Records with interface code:
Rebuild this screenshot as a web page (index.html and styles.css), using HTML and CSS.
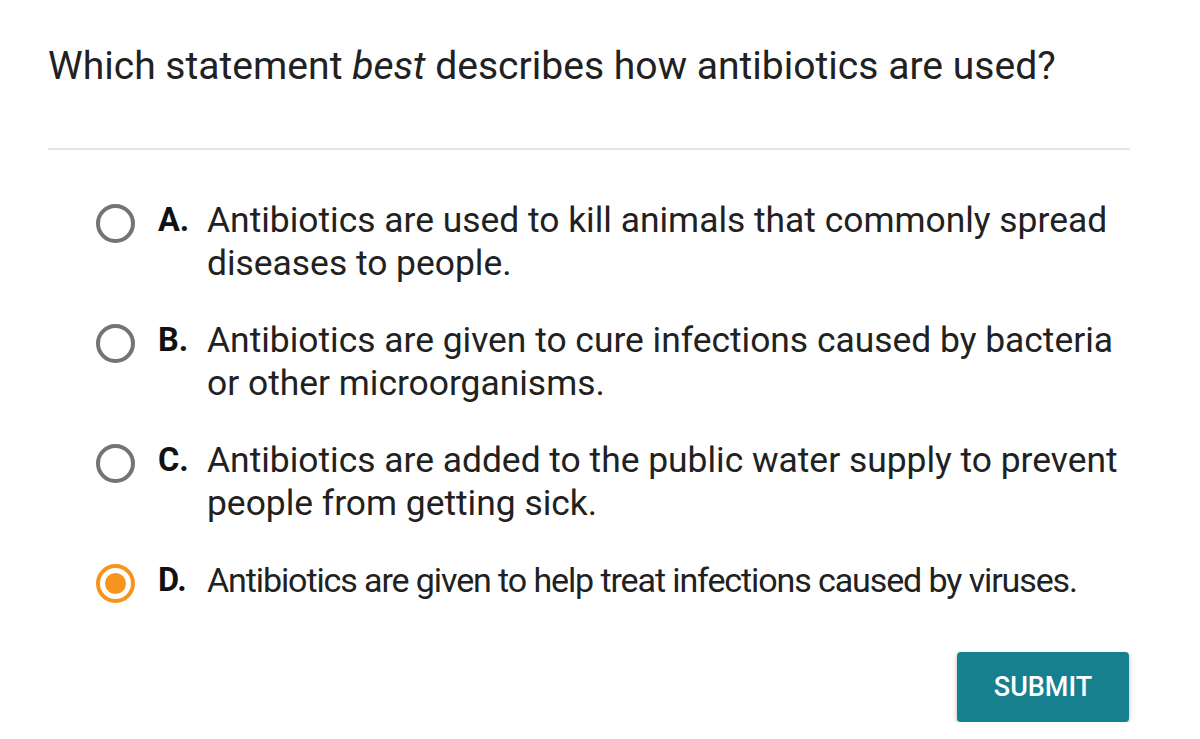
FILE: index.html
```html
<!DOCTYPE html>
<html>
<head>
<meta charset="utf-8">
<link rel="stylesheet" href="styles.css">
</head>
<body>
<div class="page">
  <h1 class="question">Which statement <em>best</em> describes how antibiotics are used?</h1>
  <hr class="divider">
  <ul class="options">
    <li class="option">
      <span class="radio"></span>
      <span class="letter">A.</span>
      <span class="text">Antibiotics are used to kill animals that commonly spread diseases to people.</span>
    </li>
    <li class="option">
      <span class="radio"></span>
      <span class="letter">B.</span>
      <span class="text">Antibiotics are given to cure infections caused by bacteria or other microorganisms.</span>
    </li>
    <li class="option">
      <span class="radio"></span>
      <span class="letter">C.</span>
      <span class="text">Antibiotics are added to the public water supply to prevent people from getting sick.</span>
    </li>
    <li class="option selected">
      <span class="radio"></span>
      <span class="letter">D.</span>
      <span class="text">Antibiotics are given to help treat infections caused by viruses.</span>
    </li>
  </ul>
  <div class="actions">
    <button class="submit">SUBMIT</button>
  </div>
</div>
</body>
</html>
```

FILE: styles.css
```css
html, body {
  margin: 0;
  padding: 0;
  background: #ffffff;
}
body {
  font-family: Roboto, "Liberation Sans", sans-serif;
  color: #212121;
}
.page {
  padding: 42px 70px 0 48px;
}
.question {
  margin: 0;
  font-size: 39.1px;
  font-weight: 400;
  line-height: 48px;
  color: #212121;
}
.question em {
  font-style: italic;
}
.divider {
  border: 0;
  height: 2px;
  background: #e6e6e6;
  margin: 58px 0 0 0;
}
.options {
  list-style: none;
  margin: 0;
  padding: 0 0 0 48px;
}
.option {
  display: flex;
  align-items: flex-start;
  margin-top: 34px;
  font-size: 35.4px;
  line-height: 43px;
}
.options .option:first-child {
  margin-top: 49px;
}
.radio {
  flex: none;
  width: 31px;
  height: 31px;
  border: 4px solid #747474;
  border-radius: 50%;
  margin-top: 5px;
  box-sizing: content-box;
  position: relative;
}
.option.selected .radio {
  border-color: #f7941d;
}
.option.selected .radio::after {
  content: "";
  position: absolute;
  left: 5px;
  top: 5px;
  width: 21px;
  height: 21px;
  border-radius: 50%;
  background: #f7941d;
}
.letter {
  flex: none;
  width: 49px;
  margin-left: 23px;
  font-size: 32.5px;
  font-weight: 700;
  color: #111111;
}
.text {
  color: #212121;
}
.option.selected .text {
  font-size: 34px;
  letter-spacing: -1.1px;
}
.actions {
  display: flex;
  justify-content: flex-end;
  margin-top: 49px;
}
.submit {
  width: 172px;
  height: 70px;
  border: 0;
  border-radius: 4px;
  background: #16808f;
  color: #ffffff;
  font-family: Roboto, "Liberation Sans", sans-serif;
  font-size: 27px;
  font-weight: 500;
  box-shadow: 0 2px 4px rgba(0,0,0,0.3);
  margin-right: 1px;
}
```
* * *
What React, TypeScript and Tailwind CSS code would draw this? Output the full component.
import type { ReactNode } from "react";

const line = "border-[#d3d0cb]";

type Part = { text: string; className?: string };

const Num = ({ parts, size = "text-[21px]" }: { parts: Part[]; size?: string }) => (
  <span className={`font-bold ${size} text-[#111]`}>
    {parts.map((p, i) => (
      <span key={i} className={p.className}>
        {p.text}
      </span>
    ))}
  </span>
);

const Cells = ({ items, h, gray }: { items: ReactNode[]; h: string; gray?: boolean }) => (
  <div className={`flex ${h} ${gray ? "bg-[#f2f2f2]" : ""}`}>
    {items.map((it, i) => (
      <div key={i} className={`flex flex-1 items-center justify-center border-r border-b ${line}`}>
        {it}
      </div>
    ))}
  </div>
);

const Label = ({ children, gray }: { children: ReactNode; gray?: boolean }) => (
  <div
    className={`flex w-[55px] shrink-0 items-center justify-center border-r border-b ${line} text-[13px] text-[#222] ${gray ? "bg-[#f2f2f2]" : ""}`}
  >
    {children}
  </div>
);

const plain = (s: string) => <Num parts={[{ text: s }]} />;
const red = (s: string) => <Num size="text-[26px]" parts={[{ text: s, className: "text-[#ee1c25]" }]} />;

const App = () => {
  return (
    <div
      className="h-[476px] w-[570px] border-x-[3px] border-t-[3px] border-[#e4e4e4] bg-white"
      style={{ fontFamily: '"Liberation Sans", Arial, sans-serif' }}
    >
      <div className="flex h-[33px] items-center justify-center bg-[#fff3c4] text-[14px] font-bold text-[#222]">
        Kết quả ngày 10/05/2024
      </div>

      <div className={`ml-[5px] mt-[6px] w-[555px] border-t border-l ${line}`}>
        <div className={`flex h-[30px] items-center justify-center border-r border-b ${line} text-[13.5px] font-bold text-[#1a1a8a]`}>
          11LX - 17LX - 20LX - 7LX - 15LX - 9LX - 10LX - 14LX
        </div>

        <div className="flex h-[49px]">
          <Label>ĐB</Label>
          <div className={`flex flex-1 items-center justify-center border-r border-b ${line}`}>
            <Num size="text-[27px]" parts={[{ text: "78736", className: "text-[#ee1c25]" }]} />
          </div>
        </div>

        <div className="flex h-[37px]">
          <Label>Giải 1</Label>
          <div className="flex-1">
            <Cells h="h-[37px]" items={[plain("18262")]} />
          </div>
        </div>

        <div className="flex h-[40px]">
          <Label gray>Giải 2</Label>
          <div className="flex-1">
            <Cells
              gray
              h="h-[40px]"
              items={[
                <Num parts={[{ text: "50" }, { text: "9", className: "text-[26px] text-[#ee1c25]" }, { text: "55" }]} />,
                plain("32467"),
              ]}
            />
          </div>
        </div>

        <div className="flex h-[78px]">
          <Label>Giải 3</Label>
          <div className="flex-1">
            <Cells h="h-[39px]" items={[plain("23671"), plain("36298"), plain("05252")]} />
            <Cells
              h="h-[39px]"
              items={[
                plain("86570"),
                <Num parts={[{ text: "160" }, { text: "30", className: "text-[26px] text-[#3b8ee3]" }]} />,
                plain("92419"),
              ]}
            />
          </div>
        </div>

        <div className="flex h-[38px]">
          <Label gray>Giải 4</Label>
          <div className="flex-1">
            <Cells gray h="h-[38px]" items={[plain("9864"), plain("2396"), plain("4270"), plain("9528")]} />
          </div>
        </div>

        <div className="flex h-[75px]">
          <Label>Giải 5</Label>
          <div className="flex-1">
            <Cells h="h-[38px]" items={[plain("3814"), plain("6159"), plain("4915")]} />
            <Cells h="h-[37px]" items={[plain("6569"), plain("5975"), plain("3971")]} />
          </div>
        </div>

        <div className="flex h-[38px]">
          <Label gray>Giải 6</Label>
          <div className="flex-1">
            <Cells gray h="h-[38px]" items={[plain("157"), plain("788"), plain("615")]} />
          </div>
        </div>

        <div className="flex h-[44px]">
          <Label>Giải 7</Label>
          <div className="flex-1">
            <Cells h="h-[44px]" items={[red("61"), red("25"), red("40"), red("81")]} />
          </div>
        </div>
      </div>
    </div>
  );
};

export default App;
---
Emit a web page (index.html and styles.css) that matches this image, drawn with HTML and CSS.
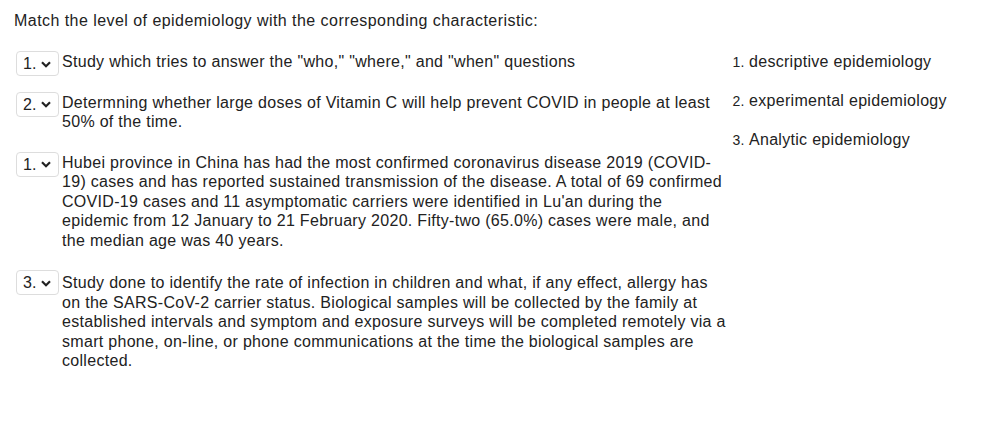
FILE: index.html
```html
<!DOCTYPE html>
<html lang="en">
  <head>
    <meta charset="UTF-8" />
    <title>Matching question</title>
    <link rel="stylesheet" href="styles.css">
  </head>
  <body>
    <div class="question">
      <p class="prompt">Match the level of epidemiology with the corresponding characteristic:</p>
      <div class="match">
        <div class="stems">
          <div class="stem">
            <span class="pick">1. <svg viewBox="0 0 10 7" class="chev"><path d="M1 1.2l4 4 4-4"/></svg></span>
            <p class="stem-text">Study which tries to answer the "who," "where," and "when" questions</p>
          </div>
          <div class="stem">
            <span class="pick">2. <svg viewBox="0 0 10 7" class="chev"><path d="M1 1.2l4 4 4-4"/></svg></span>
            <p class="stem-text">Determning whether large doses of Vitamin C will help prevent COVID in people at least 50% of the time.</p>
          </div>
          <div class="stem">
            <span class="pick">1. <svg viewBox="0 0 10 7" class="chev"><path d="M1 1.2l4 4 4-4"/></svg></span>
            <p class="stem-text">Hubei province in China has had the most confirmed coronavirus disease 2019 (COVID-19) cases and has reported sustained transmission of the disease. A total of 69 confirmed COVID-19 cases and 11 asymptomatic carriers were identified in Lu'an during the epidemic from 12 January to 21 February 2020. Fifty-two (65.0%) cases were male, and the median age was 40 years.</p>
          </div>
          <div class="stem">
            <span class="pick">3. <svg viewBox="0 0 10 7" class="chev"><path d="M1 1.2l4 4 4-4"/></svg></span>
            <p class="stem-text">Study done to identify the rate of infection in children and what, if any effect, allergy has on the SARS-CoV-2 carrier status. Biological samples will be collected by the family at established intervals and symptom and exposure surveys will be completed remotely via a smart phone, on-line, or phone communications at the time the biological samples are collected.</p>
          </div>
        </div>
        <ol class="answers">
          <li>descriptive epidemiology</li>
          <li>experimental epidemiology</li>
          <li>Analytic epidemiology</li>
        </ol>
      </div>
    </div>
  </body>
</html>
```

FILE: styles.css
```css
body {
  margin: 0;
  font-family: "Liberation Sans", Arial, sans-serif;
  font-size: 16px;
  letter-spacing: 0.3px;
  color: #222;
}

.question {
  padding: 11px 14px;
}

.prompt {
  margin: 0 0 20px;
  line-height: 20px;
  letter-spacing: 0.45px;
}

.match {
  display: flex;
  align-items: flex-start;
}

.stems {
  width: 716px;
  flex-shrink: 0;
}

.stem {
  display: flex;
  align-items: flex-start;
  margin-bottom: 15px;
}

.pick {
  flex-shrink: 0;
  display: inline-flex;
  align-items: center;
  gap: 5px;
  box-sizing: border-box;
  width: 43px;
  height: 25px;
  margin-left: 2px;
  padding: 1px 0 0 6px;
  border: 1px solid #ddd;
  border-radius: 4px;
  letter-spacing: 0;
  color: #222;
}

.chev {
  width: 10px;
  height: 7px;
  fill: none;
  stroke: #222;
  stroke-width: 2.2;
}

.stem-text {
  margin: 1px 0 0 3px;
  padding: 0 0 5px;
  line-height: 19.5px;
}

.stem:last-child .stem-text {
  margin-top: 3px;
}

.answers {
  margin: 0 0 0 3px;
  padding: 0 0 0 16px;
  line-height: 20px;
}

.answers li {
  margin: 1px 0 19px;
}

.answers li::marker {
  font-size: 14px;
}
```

#### The problem:
Look through the records and gather every line containing "styles".

#### Result for this task:
Rebuild this screenshot as a web page (index.html and styles.css), using HTML and CSS.
<link rel="stylesheet" href="styles.css">
FILE: styles.css
Emit a web page (index.html and styles.css) that matches this image, drawn with HTML and CSS.
    <link rel="stylesheet" href="styles.css">
FILE: styles.css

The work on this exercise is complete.